These are chat archives for cltk/cltk_api

9th
Mar 2018
aboelhamd
@aboelhamd
Mar 09 2018 09:34
Hello , Is there any Arabic mentors in CLTK this year ?
Thanks in advance .
Kyle P. Johnson
@kylepjohnson
Mar 09 2018 14:26
@kevinstadler This is a great question. Thanks for digging into the issue. I'll venture a short answer here to get things started …
1) I wrote the v2 of the API, which has 2 basic functions: serving texts and doing NLP processing. However @lukehollis leads the web projects and can answer exactly how the project will leverage it in the near future.
2) Luke can speak to the workflow of JSON and TEI-formatted texts.
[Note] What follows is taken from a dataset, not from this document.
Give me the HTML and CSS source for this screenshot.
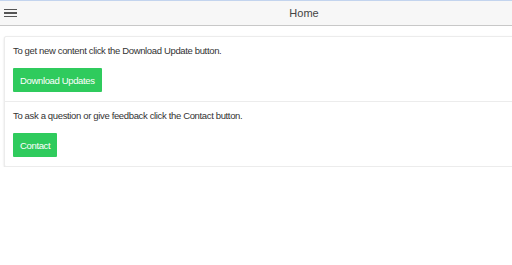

3) About writing a better reader, we have had lots of thoughts … but not many decisions. @diyclassics has done some work , within the core python project, to create a reader. However nothing we'd quite call official yet.
4) So you are correct in seeing this as a weak spot throughout the CLTK, however I believe we have some OK ad hoc solutions. But this topic falls as much into the frontend as back, so I think @lukehollis should give his full opinion too, about whether this is a priority for GSoC '18
@aboelhamd Yes, we are very happy to say that we do have an Arabic mentor this year.
aboelhamd
@aboelhamd
Mar 09 2018 15:34
Thank you Kyle , So what to do next ? Contact this mentor or what ?
Kyle P. Johnson
@kylepjohnson
Mar 09 2018 16:40
@aboelhamd good question. Please do the first two steps first, then I will introduce you to the Arabic mentor:
Kyle P. Johnson
@kylepjohnson
Mar 09 2018 16:47
1) Do the Beginners' exercises, with Classical Arabic: https://github.com/cltk/cltk/wiki/Beginners'-exercises
2) Write a draft proposal according to our GSoC propsosal template: https://github.com/cltk/cltk/wiki/GSoC-proposal-template . For Arabic, you'll want to focus on what NLP processing you will be able to add for classical arabic (things like word tokenization, pos tagging, etc). If training data is required, it is critical that you explain what free data you will use.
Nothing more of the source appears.